I’ve been going through the FAR AI videos from the alignment workshop in December 2023. I’d like people to discuss their thoughts on Shane Legg’s ‘necessary properties’ that every AGI safety plan needs to satisfy. The talk is only 5 minutes, give it a listen:
Otherwise, here are some of the details:
All AGI Safety plans must solve these problems (necessary properties to meet at the human level or beyond):
Good world model
Good reasoning
Specification of the values and ethics to follow
All of these require good capabilities, meaning capabilities and alignment are intertwined.
Shane thinks future foundation models will solve conditions 1 and 2 at the human level. That leaves condition 3, which he sees as solvable if you want fairly normal human values and ethics.
Shane basically thinks that if the above necessary properties are satisfied at a competent human level, then we can construct an agent that will consistently choose the most value-aligned actions. And you can do this via a cognitive loop that scaffolds the agent to do this.

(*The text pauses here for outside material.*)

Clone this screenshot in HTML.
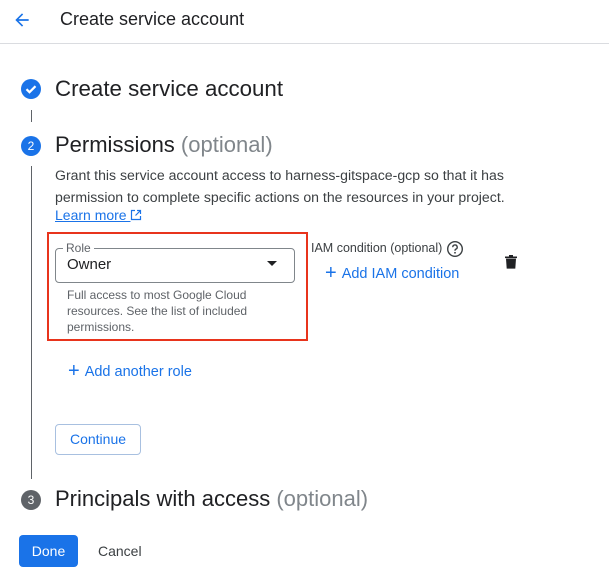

Shane says at the end of this talk:
If you think this is a terrible idea, I want to hear from you. Come talk to me afterwards and tell me what’s wrong with this idea.
Since many of us weren’t at the workshop, I figured I’d share the talk here to discuss it on LW.
The biggest problem here is it fails to account for other actors using such systems to cause chaos and the possibility that the offense-defense balance likely strongly favours the attacker, particularly if you’ve placed limitations on your systems that make them safer. Aligned human-ish level AI’s doesn’t provide a victory condition.